On the broader issue of diversity in Hollywood, both on screen and behind the scenes, Chaiken noted, “The statistics are still grim for women and people of color behind the cameras, in front of the cameras and getting stories told. It’s still a predominantly white male world, and there’s still a scarcity of stories of marginalized populations being told.”

The L Word is returning to Showtime this year with the original cast members as well as new characters. In her pitch to Showtime about the reboot, Chaiken said, “I don’t think I should do it. I think some young lesbian who also happens to be a gifted television writer should do it. Somebody who has new stories to tell, who knows how the world has changed in ten years and is going to bring it back for a new generation of viewers.” Marja-Lewis Ryan has been tapped as showrunner.

In this on-demand, streaming world, Chaiken said it has become “much harder to sustain the excitement. It’s the world of short attention spans; people move on. We’ve got to keep striving to be relevant, to say something that people need to hear and see. It challenges us to set the bar higher for ourselves.”

Chaiken went on to discuss the importance of storytelling that pushes boundaries. These shows “do have an impact on the world. Telling stories changes culture. Telling stories changes lives, changes the way one individual feels about herself or himself and changes the way the rest of the world understands an individual’s experience.

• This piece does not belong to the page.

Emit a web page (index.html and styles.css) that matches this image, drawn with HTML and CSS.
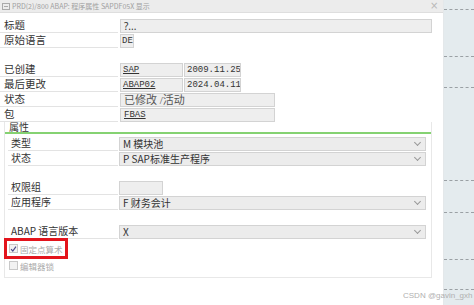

I also think that the audience has changed in significant ways. They are much more sophisticated and hungrier for new stories. In some ways, the audiences have changed faster than the programmers. What television does best and what is needed and wanted is to see something we haven’t seen before but makes us feel connected to one another.”

On her advice to aspiring writers, in addition to honing their craft and learning from others, Chaiken said, “Write with a passionate agenda. Write about things you care about and let the things you care about seep into your writing. I call it writing with an agenda. I don’t want to be neutral and just entertain. That’s nonsense.”